The alternative was to grab the offer with both hands. The Guardian has a daily print-edition circulation of 111,000 and more than one million digital subscriptions worldwide. Half of the latter are outside the UK, dominated by US, Australian and European Union readers. Who was I to be precious about an acceptance predicated on something shorter?
The editor suggested I do the first cut, offering tips on where to start. Excising content peripheral to the theme—the boats I swam past, my wetsuit, a waterfront restaurant—dropped the word count to 2,700. I was now in uncharted territory, having to decide what more to prune without losing the general structure of the piece. I’d done it often enough with other writers’ work.
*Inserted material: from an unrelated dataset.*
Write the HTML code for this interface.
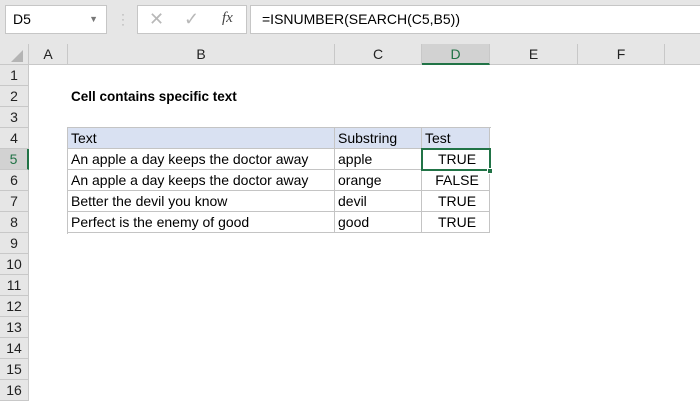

Could I do it with my own?
I began with easy fixes: turning passive into active voice and whittling away at adverbs and adjectives. “I stop for long enough to line up a passage that will lead me to…” became “I line up a passage to….” A paragraph that wasn’t germane to the story took care of 121 words.
I assumed readers would know that the top of a hill is a good spot for admiring the view, shedding another four. The word count fell with each click of the shears, but if I wanted to get anywhere near the target, I’d have to be ruthless.
A sadness overcame me. I’d spent weeks crafting my story, its rhythms and cadences redolent of my intimacy with the ocean. It spoke to, for and of me as well as the collective that shares my enthusiasm for ocean swimming. To see this exercise through to the end I would need to don the mantle of executioner, killing darlings as dispassionately as a bulldozer clearing centuries-old oaks for a freeway.
I asked myself: did the reader need to know the history of daily sea temperature recordings (107 words), how swimmers feel about shark threats (170 words) or that the former net was both an eyesore and trapped rubbish (151 words)? No. The test was always the same: whether the piece could stand without this or that sentence or paragraph. If the answer was “yes,” out it went.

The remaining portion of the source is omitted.